• **EXERCISE BRIEF**
Transcribe all the records exactly and omit any images they hold.

• **RECORDS**
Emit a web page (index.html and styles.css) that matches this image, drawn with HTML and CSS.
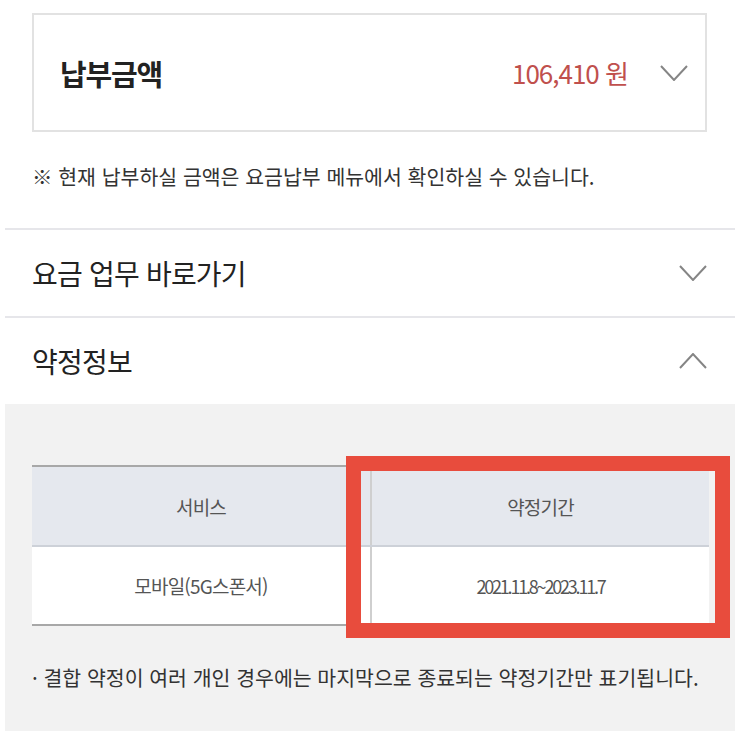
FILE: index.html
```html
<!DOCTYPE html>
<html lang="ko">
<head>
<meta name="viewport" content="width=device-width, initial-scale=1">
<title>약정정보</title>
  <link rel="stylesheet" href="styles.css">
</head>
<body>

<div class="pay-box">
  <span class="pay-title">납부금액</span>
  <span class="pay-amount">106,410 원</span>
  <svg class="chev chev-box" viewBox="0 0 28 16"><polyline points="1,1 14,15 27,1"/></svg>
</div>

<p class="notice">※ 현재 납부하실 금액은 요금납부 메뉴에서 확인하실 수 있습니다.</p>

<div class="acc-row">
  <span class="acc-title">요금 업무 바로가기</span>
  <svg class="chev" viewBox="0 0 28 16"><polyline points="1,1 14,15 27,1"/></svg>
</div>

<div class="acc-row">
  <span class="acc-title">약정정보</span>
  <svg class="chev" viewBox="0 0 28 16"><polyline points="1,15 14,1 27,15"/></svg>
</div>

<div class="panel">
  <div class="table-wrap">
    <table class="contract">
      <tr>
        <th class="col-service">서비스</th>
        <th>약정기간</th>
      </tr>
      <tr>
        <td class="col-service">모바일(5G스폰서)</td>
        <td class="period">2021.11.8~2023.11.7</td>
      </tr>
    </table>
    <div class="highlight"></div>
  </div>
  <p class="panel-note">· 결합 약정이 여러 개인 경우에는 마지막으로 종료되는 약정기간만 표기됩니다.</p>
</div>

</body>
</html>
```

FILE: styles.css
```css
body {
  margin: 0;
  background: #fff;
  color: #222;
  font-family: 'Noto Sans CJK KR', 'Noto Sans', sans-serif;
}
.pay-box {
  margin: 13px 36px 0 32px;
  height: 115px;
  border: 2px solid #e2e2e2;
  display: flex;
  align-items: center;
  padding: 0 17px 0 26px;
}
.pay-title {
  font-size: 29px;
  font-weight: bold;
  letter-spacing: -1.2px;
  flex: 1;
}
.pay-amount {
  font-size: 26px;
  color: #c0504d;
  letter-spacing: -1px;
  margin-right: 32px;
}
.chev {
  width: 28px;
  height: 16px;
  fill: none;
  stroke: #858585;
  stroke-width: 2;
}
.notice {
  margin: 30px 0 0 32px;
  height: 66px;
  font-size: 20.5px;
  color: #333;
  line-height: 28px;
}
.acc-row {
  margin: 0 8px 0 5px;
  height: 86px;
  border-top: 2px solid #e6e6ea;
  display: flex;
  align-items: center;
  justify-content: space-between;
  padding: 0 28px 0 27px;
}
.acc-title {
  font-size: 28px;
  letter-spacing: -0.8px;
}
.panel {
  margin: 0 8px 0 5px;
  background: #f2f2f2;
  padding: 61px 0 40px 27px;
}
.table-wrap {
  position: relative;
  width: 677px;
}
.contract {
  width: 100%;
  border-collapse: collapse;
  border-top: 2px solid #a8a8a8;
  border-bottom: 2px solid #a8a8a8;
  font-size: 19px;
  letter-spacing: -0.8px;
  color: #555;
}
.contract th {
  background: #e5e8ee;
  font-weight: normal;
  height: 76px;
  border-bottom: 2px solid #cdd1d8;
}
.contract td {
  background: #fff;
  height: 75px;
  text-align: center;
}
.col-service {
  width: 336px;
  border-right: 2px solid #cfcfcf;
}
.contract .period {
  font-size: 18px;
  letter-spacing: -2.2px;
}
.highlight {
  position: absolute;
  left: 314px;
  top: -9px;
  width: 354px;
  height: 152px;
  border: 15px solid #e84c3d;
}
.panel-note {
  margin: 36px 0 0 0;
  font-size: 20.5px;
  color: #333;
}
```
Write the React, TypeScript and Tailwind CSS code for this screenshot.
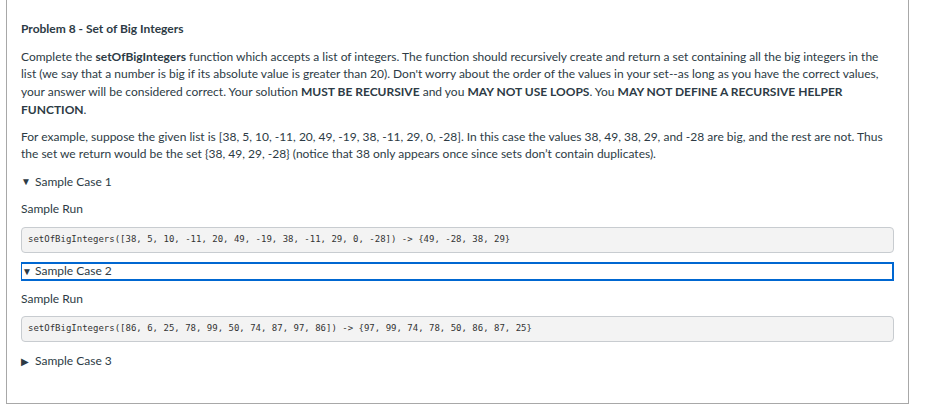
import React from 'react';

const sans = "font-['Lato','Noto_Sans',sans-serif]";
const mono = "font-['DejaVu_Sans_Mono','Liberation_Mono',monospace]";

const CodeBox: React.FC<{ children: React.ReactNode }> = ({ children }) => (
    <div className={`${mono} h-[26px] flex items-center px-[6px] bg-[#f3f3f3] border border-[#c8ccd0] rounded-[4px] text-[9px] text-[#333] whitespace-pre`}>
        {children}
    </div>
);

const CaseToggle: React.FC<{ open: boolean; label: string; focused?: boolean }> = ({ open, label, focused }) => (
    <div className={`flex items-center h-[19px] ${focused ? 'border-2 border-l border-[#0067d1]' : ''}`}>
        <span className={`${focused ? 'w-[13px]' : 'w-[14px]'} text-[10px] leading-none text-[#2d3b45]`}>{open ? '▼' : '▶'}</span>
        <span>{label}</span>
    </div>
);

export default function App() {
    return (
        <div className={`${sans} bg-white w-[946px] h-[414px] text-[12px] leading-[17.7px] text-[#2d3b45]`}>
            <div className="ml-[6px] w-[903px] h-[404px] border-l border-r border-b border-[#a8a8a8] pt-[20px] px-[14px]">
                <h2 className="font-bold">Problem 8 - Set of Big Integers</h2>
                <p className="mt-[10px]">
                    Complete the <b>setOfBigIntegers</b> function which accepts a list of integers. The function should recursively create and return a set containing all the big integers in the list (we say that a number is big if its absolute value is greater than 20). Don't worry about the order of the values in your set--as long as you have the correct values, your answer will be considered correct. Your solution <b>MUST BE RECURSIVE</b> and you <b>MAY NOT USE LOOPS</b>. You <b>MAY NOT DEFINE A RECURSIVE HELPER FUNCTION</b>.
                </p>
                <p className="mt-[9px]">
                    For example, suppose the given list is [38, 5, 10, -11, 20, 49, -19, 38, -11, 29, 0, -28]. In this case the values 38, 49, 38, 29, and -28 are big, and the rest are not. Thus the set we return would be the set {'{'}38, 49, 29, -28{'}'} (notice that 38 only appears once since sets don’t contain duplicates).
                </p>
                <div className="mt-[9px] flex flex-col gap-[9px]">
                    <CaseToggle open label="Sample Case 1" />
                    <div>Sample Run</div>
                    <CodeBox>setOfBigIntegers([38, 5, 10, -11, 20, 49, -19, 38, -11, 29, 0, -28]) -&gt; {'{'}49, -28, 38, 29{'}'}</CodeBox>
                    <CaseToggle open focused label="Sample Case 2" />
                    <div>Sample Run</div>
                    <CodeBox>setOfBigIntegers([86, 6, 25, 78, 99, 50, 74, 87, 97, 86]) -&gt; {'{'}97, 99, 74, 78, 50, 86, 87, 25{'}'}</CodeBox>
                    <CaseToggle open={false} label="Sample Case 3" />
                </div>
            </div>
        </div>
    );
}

• **OUTPUT FOR THIS TASK**
Emit a web page (index.html and styles.css) that matches this image, drawn with HTML and CSS.
FILE: index.html
```html
<!DOCTYPE html>
<html lang="ko">
<head>
<meta name="viewport" content="width=device-width, initial-scale=1">
<title>약정정보</title>
  <link rel="stylesheet" href="styles.css">
</head>
<body>

<div class="pay-box">
  <span class="pay-title">납부금액</span>
  <span class="pay-amount">106,410 원</span>
  <svg class="chev chev-box" viewBox="0 0 28 16"><polyline points="1,1 14,15 27,1"/></svg>
</div>

<p class="notice">※ 현재 납부하실 금액은 요금납부 메뉴에서 확인하실 수 있습니다.</p>

<div class="acc-row">
  <span class="acc-title">요금 업무 바로가기</span>
  <svg class="chev" viewBox="0 0 28 16"><polyline points="1,1 14,15 27,1"/></svg>
</div>

<div class="acc-row">
  <span class="acc-title">약정정보</span>
  <svg class="chev" viewBox="0 0 28 16"><polyline points="1,15 14,1 27,15"/></svg>
</div>

<div class="panel">
  <div class="table-wrap">
    <table class="contract">
      <tr>
        <th class="col-service">서비스</th>
        <th>약정기간</th>
      </tr>
      <tr>
        <td class="col-service">모바일(5G스폰서)</td>
        <td class="period">2021.11.8~2023.11.7</td>
      </tr>
    </table>
    <div class="highlight"></div>
  </div>
  <p class="panel-note">· 결합 약정이 여러 개인 경우에는 마지막으로 종료되는 약정기간만 표기됩니다.</p>
</div>

</body>
</html>
```

FILE: styles.css
```css
body {
  margin: 0;
  background: #fff;
  color: #222;
  font-family: 'Noto Sans CJK KR', 'Noto Sans', sans-serif;
}
.pay-box {
  margin: 13px 36px 0 32px;
  height: 115px;
  border: 2px solid #e2e2e2;
  display: flex;
  align-items: center;
  padding: 0 17px 0 26px;
}
.pay-title {
  font-size: 29px;
  font-weight: bold;
  letter-spacing: -1.2px;
  flex: 1;
}
.pay-amount {
  font-size: 26px;
  color: #c0504d;
  letter-spacing: -1px;
  margin-right: 32px;
}
.chev {
  width: 28px;
  height: 16px;
  fill: none;
  stroke: #858585;
  stroke-width: 2;
}
.notice {
  margin: 30px 0 0 32px;
  height: 66px;
  font-size: 20.5px;
  color: #333;
  line-height: 28px;
}
.acc-row {
  margin: 0 8px 0 5px;
  height: 86px;
  border-top: 2px solid #e6e6ea;
  display: flex;
  align-items: center;
  justify-content: space-between;
  padding: 0 28px 0 27px;
}
.acc-title {
  font-size: 28px;
  letter-spacing: -0.8px;
}
.panel {
  margin: 0 8px 0 5px;
  background: #f2f2f2;
  padding: 61px 0 40px 27px;
}
.table-wrap {
  position: relative;
  width: 677px;
}
.contract {
  width: 100%;
  border-collapse: collapse;
  border-top: 2px solid #a8a8a8;
  border-bottom: 2px solid #a8a8a8;
  font-size: 19px;
  letter-spacing: -0.8px;
  color: #555;
}
.contract th {
  background: #e5e8ee;
  font-weight: normal;
  height: 76px;
  border-bottom: 2px solid #cdd1d8;
}
.contract td {
  background: #fff;
  height: 75px;
  text-align: center;
}
.col-service {
  width: 336px;
  border-right: 2px solid #cfcfcf;
}
.contract .period {
  font-size: 18px;
  letter-spacing: -2.2px;
}
.highlight {
  position: absolute;
  left: 314px;
  top: -9px;
  width: 354px;
  height: 152px;
  border: 15px solid #e84c3d;
}
.panel-note {
  margin: 36px 0 0 0;
  font-size: 20.5px;
  color: #333;
}
```
Write the React, TypeScript and Tailwind CSS code for this screenshot.
import React from 'react';

const sans = "font-['Lato','Noto_Sans',sans-serif]";
const mono = "font-['DejaVu_Sans_Mono','Liberation_Mono',monospace]";

const CodeBox: React.FC<{ children: React.ReactNode }> = ({ children }) => (
    <div className={`${mono} h-[26px] flex items-center px-[6px] bg-[#f3f3f3] border border-[#c8ccd0] rounded-[4px] text-[9px] text-[#333] whitespace-pre`}>
        {children}
    </div>
);

const CaseToggle: React.FC<{ open: boolean; label: string; focused?: boolean }> = ({ open, label, focused }) => (
    <div className={`flex items-center h-[19px] ${focused ? 'border-2 border-l border-[#0067d1]' : ''}`}>
        <span className={`${focused ? 'w-[13px]' : 'w-[14px]'} text-[10px] leading-none text-[#2d3b45]`}>{open ? '▼' : '▶'}</span>
        <span>{label}</span>
    </div>
);

export default function App() {
    return (
        <div className={`${sans} bg-white w-[946px] h-[414px] text-[12px] leading-[17.7px] text-[#2d3b45]`}>
            <div className="ml-[6px] w-[903px] h-[404px] border-l border-r border-b border-[#a8a8a8] pt-[20px] px-[14px]">
                <h2 className="font-bold">Problem 8 - Set of Big Integers</h2>
                <p className="mt-[10px]">
                    Complete the <b>setOfBigIntegers</b> function which accepts a list of integers. The function should recursively create and return a set containing all the big integers in the list (we say that a number is big if its absolute value is greater than 20). Don't worry about the order of the values in your set--as long as you have the correct values, your answer will be considered correct. Your solution <b>MUST BE RECURSIVE</b> and you <b>MAY NOT USE LOOPS</b>. You <b>MAY NOT DEFINE A RECURSIVE HELPER FUNCTION</b>.
                </p>
                <p className="mt-[9px]">
                    For example, suppose the given list is [38, 5, 10, -11, 20, 49, -19, 38, -11, 29, 0, -28]. In this case the values 38, 49, 38, 29, and -28 are big, and the rest are not. Thus the set we return would be the set {'{'}38, 49, 29, -28{'}'} (notice that 38 only appears once since sets don’t contain duplicates).
                </p>
                <div className="mt-[9px] flex flex-col gap-[9px]">
                    <CaseToggle open label="Sample Case 1" />
                    <div>Sample Run</div>
                    <CodeBox>setOfBigIntegers([38, 5, 10, -11, 20, 49, -19, 38, -11, 29, 0, -28]) -&gt; {'{'}49, -28, 38, 29{'}'}</CodeBox>
                    <CaseToggle open focused label="Sample Case 2" />
                    <div>Sample Run</div>
                    <CodeBox>setOfBigIntegers([86, 6, 25, 78, 99, 50, 74, 87, 97, 86]) -&gt; {'{'}97, 99, 74, 78, 50, 86, 87, 25{'}'}</CodeBox>
                    <CaseToggle open={false} label="Sample Case 3" />
                </div>
            </div>
        </div>
    );
}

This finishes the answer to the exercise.